I also have to shout out our tour guide, Lydia. She was so welcoming and positive, and knowledgeable about everywhere we went. Through her, I learned a lot of history that helped make each island more memorable. We were her last Greece tour, but follow her on Instagram to keep up with where she’s going next!
Perhaps the biggest reason I’m glad I traveled with Contiki is that I had the opportunity to travel to a few places I would’ve never even thought to go to before. For example, I loved Rhodes but hadn’t even heard of it before this trip (can you tell I didn't do much research?), so I would’ve totally missed out. It was also nice to be able to do everything stress-free, just going wherever I was told to go when I was told to go there and getting to see a bunch of incredible places along the way.
Cons of traveling with Contiki
Of course, every pro has its con. The one major downside is that there wasn’t enough time in each place. I’d love to go back to the places I especially liked, namely Mykonos, Rhodes, and Santorini. There was also a lot of downtime on the boat. It was nice to have the pools to relax in, but I would’ve preferred to spend more time exploring each island.
All in all, I’m so glad I did it.
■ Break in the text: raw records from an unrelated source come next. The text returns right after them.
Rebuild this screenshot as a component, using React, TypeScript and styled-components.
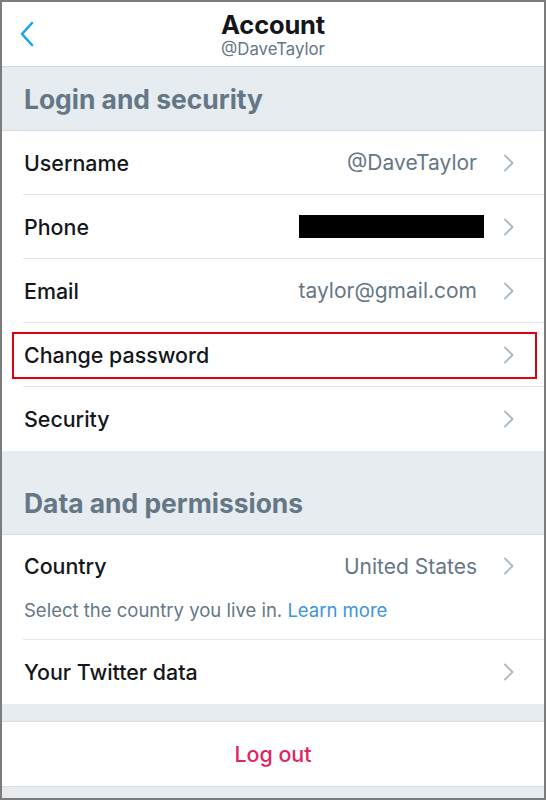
import styled, { createGlobalStyle } from 'styled-components';

const GlobalStyle = createGlobalStyle`
  body {
    margin: 0;
    background: #fff;
    font-family: Inter, "Noto Sans", sans-serif;
  }
`

interface IRow {
    label: string
    value?: string
    redacted?: boolean
    highlight?: boolean
    last?: boolean
}

const loginRows: IRow[] = [
    { label: 'Username', value: '@DaveTaylor' },
    { label: 'Phone', redacted: true },
    { label: 'Email', value: 'taylor@gmail.com' },
    { label: 'Change password', highlight: true },
    { label: 'Security', last: true },
]

const Chevron = () => (
    <ChevronIcon width="12" height="20" viewBox="0 0 12 20">
        <path d="M2 2.5 L9.5 10 L2 17.5" fill="none" stroke="currentColor" strokeWidth="1.8" strokeLinecap="round" strokeLinejoin="round" />
    </ChevronIcon>
)

const App = () => {
    return (
        <>
            <GlobalStyle />
            <Frame>
                <Header>
                    <BackButton>
                        <svg width="18" height="28" viewBox="0 0 18 28">
                            <path d="M14 3 L4 14 L14 25" fill="none" stroke="currentColor" strokeWidth="2.6" strokeLinecap="round" strokeLinejoin="round" />
                        </svg>
                    </BackButton>
                    <Title>Account</Title>
                    <Subtitle>@DaveTaylor</Subtitle>
                </Header>

                <SectionTitle>Login and security</SectionTitle>
                <Group>
                    {loginRows.map(row => (
                        <Row key={row.label} $highlight={row.highlight} $last={row.last}>
                            <Label>{row.label}</Label>
                            {row.value && <Value>{row.value}</Value>}
                            {row.redacted && <Redacted />}
                            <Chevron />
                        </Row>
                    ))}
                </Group>

                <SectionTitle $spaced>Data and permissions</SectionTitle>
                <Group>
                    <CountryItem>
                        <CountryLine>
                            <Label>Country</Label>
                            <Value>United States</Value>
                            <Chevron />
                        </CountryLine>
                        <Hint>
                            Select the country you live in. <HintLink>Learn more</HintLink>
                        </Hint>
                    </CountryItem>
                    <Row $last>
                        <Label>Your Twitter data</Label>
                        <Chevron />
                    </Row>
                </Group>

                <LogoutBar>Log out</LogoutBar>
            </Frame>
        </>
    )
}

const Frame = styled.div`
    width: 546px;
    height: 800px;
    box-sizing: border-box;
    border: 2px solid #7c7c7c;
    background: #e6ecf0;
    overflow: hidden;
    display: flex;
    flex-direction: column;
`
const Header = styled.header`
    position: relative;
    height: 64px;
    background: #fff;
    border-bottom: 1px solid #d3dbe1;
    display: flex;
    flex-direction: column;
    align-items: center;
    justify-content: center;
    flex-shrink: 0;
`
const BackButton = styled.div`
    position: absolute;
    left: 16px;
    top: 18px;
    color: #1da1f2;
    display: flex;
`
const Title = styled.div`
    font-size: 25.5px;
    font-weight: 700;
    color: #14171a;
    line-height: 28px;
    margin-top: 2px;
    letter-spacing: -0.2px;
`
const Subtitle = styled.div`
    font-size: 16.8px;
    color: #657786;
    line-height: 21px;
`
const SectionTitle = styled.h2<{ $spaced?: boolean }>`
    margin: 0;
    box-sizing: border-box;
    padding: ${p => (p.$spaced ? '20px' : '0')} 0 0 22px;
    height: ${p => (p.$spaced ? '84px' : '64px')};
    display: flex;
    align-items: center;
    font-size: 26.4px;
    font-weight: 700;
    color: #657786;
    border-bottom: 1px solid #d6dee4;
    flex-shrink: 0;
`
const Group = styled.div`
    background: #fff;
    padding-left: 21px;
`
const Row = styled.div<{ $highlight?: boolean; $last?: boolean }>`
    position: relative;
    height: 64px;
    box-sizing: border-box;
    display: flex;
    align-items: center;
    padding: 0 29px 0 1px;
    border-bottom: ${p => (p.$last ? 'none' : '1px solid #e1e8ed')};

    &::after {
        content: '';
        display: ${p => (p.$highlight ? 'block' : 'none')};
        position: absolute;
        left: -11px;
        right: 7px;
        top: 9px;
        bottom: 7px;
        border: 2px solid #e3000f;
        pointer-events: none;
    }
`
const Label = styled.span`
    flex: 1;
    font-size: 21.4px;
    font-weight: 500;
    color: #14171a;
`
const Value = styled.span`
    font-size: 21px;
    color: #657786;
    margin-right: 26px;
`
const Redacted = styled.div`
    width: 185px;
    height: 23px;
    background: #000;
    margin-right: 19px;
`
const ChevronIcon = styled.svg`
    color: #aab8c2;
    flex-shrink: 0;
`
const CountryItem = styled.div`
    padding: 0 29px 0 1px;
    border-bottom: 1px solid #e1e8ed;
    height: 105px;
    box-sizing: border-box;
`
const CountryLine = styled.div`
    display: flex;
    align-items: center;
    height: 62px;
`
const Hint = styled.div`
    font-size: 18.5px;
    color: #657786;
    line-height: 24px;
    margin-top: 1px;
`
const HintLink = styled.span`
    color: #3b94e0;
`
const LogoutBar = styled.div`
    margin-top: 17px;
    height: 64px;
    background: #fff;
    border-top: 1px solid #d6dee4;
    border-bottom: 1px solid #d6dee4;
    display: flex;
    align-items: center;
    justify-content: center;
    font-size: 21.4px;
    font-weight: 500;
    color: #e0245e;
    flex-shrink: 0;
`

export default App
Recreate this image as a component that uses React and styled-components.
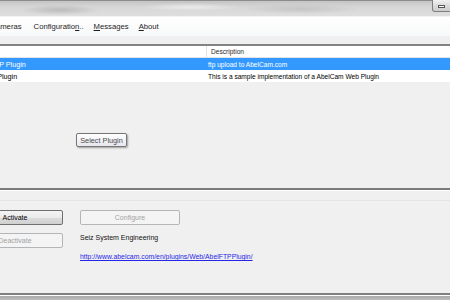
import styled, { createGlobalStyle } from "styled-components"

const GlobalStyle = createGlobalStyle`
    html, body {
        margin: 0;
        padding: 0;
        background: #f0f0f0;
    }
    body {
        font-family: "Liberation Sans", Arial, sans-serif;
        overflow: hidden;
    }
`

const Window = styled.div`
    width: 450px;
    height: 300px;
    overflow: hidden;
    display: flex;
    flex-direction: column;
    background: #f0f0f0;
`

const TitleBar = styled.div`
    height: 15px;
    flex-shrink: 0;
    display: flex;
    justify-content: flex-end;
    border-top: 1px solid #8c8c8c;
    background:
        radial-gradient(ellipse 40px 5px at 60px 9px, rgba(150, 150, 150, 0.45), transparent),
        radial-gradient(ellipse 50px 4px at 190px 6px, rgba(255, 255, 255, 0.5), transparent),
        radial-gradient(ellipse 60px 5px at 300px 8px, rgba(160, 160, 160, 0.35), transparent),
        linear-gradient(#c4c4c4, #d7d7d7 40%, #dedede);
`

const MinButton = styled.div`
    width: 24px;
    height: 12px;
    margin-right: -6px;
    margin-top: -1px;
    border: 1px solid #7e7e7e;
    border-top: none;
    border-bottom-left-radius: 3px;
    background: linear-gradient(#f2f2f2, #dcdcdc 50%, #cdcdcd);
    display: flex;
    align-items: flex-end;
    padding: 0 0 3px 5px;
    box-sizing: border-box;
    span {
        display: block;
        width: 7px;
        height: 3px;
        box-sizing: border-box;
        border: 1px solid #555;
        background: #fff;
    }
`

const Body = styled.div`
    flex: 1;
    display: flex;
    flex-direction: column;
    margin-left: -37px;
    width: 487px;
    min-height: 0;
`

const MenuBar = styled.div`
    height: 19px;
    flex-shrink: 0;
    display: flex;
    align-items: center;
    gap: 10px;
    padding-left: 5px;
    background: linear-gradient(#ffffff, #f7f8f9);
    border-top: 1px solid #f4f4f4;
    font-size: 7.7px;
    color: #1e1e1e;
`

const MenuItem = styled.span`
    margin-right: ${p => p.$extra || 0}px;
    u {
        text-decoration: underline;
    }
`

const Gap = styled.div`
    height: 8px;
    flex-shrink: 0;
`

const List = styled.div`
    border-top: 2px solid #838383;
    background: #ffffff;
    font-size: 6.6px;
    color: #111;
    flex-shrink: 0;
`

const Row = styled.div`
    display: grid;
    grid-template-columns: 244px 1fr;
    height: ${p => (p.$header ? "11px" : "12px")};
    align-items: center;
    background: ${p => (p.$selected ? "#3399ff" : "#ffffff")};
    color: ${p => (p.$selected ? "#ffffff" : p.$header ? "#2b2b2b" : "#000")};
    border-bottom: ${p => (p.$header ? "1px solid #e3e3e3" : "none")};
`

const Cell = styled.div`
    height: 100%;
    display: flex;
    align-items: center;
    padding-left: ${p => p.$pad || 4}px;
    white-space: nowrap;
    overflow: hidden;
    border-right: ${p => (p.$divider ? "1px solid #e3e3e3" : "none")};
    box-sizing: border-box;
`

const NameCell = styled(Cell)`
    font-size: 7.2px;
`

const EmptyArea = styled.div`
    flex: 1;
    position: relative;
    background: #f0f0f0;
`

const Tooltip = styled.div`
    position: absolute;
    left: 113px;
    top: 51px;
    width: 51px;
    height: 14px;
    box-sizing: border-box;
    border: 1px solid #767676;
    border-radius: 2px;
    background: linear-gradient(#ffffff, #e6e7ef);
    box-shadow: 1px 1px 2px rgba(0, 0, 0, 0.35);
    font-size: 7.3px;
    color: #4a4a4a;
    display: flex;
    align-items: center;
    justify-content: center;
`

const Separator = styled.div`
    height: 2px;
    flex-shrink: 0;
    background: #7b7b7b;
    border-bottom: 1px solid #ffffff;
`

const Panel = styled.div`
    height: 102px;
    flex-shrink: 0;
    display: flex;
    flex-direction: column;
`

const PanelTop = styled.div`
    height: 9px;
    border-bottom: 1px solid #e2e7e2;
`

const PanelGrid = styled.div`
    display: grid;
    grid-template-columns: 96px 1fr;
    column-gap: 17px;
    row-gap: 8px;
    padding-top: 9px;
    padding-left: 4px;
    font-size: 7px;
    color: #111;
`

const Button = styled.div`
    width: ${p => (p.$wide ? "100px" : "96px")};
    height: 15px;
    box-sizing: border-box;
    border: 1px solid ${p => (p.disabled ? "#b3b6b8" : "#707070")};
    border-radius: 2px;
    background: ${p => (p.disabled
        ? "#f4f4f4"
        : "linear-gradient(#f3f3f3, #ebebeb 50%, #dddddd 50%, #cfcfcf)")};
    color: ${p => (p.disabled ? "#a3a3a3" : "#000")};
    font-size: 7px;
    display: flex;
    align-items: center;
    justify-content: center;
`

const Info = styled.div`
    display: flex;
    flex-direction: column;
    gap: 11px;
    padding-top: 1px;
`

const Company = styled.div`
    height: 8px;
    line-height: 8px;
`

const Link = styled.a`
    color: #2626e8;
    text-decoration: underline;
    font-size: 6.85px;
    white-space: nowrap;
`

const BottomEdge = styled.div`
    height: 5px;
    flex-shrink: 0;
    border-top: 2px solid #7f7f7f;
    background: linear-gradient(#ffffff 1px, #a9a9a9 1px, #bdbdbd);
`

function App() {
    return (
        <>
            <GlobalStyle />
            <Window>
                <TitleBar>
                    <MinButton><span /></MinButton>
                </TitleBar>
                <Body>
                    <MenuBar>
                        <MenuItem>File</MenuItem>
                        <MenuItem $extra={2}>Cameras</MenuItem>
                        <MenuItem>Configuratio<u>n</u>..</MenuItem>
                        <MenuItem><u>M</u>essages</MenuItem>
                        <MenuItem><u>A</u>bout</MenuItem>
                    </MenuBar>
                    <Gap />
                    <List>
                        <Row $header>
                            <Cell $divider $pad={18}>Name</Cell>
                            <Cell>Description</Cell>
                        </Row>
                        <Row $selected>
                            <NameCell $pad={13}>AbelFTP Plugin</NameCell>
                            <Cell $pad={1}>ftp upload to AbelCam.com</Cell>
                        </Row>
                        <Row>
                            <NameCell $pad={13}>Demo Plugin</NameCell>
                            <Cell $pad={1}>This is a sample implementation of a AbelCam Web Plugin</Cell>
                        </Row>
                    </List>
                    <EmptyArea>
                        <Tooltip>Select Plugin</Tooltip>
                    </EmptyArea>
                    <Separator />
                    <Panel>
                        <PanelTop />
                        <PanelGrid>
                            <Button>Activate</Button>
                            <Button $wide disabled>Configure</Button>
                            <Button disabled>Deactivate</Button>
                            <Info>
                                <Company>Seiz System Engineering</Company>
                                <Link href="#">http://www.abelcam.com/en/plugins/Web/AbelFTPPlugin/</Link>
                            </Info>
                        </PanelGrid>
                    </Panel>
                </Body>
                <BottomEdge />
            </Window>
        </>
    )
}

export default App
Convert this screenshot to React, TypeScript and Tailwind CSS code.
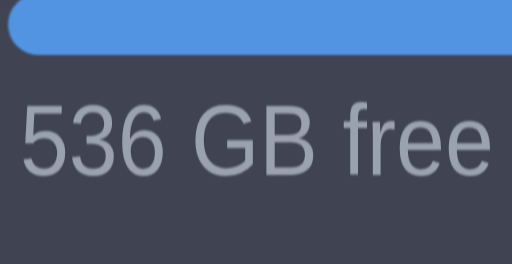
export default function App() {
  return (
    <div className="h-[264px] w-[512px] overflow-hidden bg-[#404452]">
      <div className="-mr-[12px] -mt-[6px] ml-[8px] h-[61px] rounded-l-full bg-[#5294e2] blur-[1px]" />
      <div className="mt-[35px] pl-[20px]">
        <div className="origin-left scale-x-[0.87] whitespace-nowrap font-['Liberation_Sans',sans-serif] text-[101px] leading-none text-[#9aa2b0] blur-[0.8px]">
          536 GB free
        </div>
      </div>
    </div>
  );
}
I didn’t have a SIM card for my phone the whole time, so had I gone totally alone I would’ve been completely lost and flustered. But on the group trip, not having a working phone turned out to be a good thing because I didn’t use it as a safety net and instead spent valuable time enjoying the company of my fellow travelers.
The Contiki trip was a great transition to solo travel, and now I feel like I’ll know how to prepare for next time if I want to go totally alone.
And yes, the feta cheese was to die for.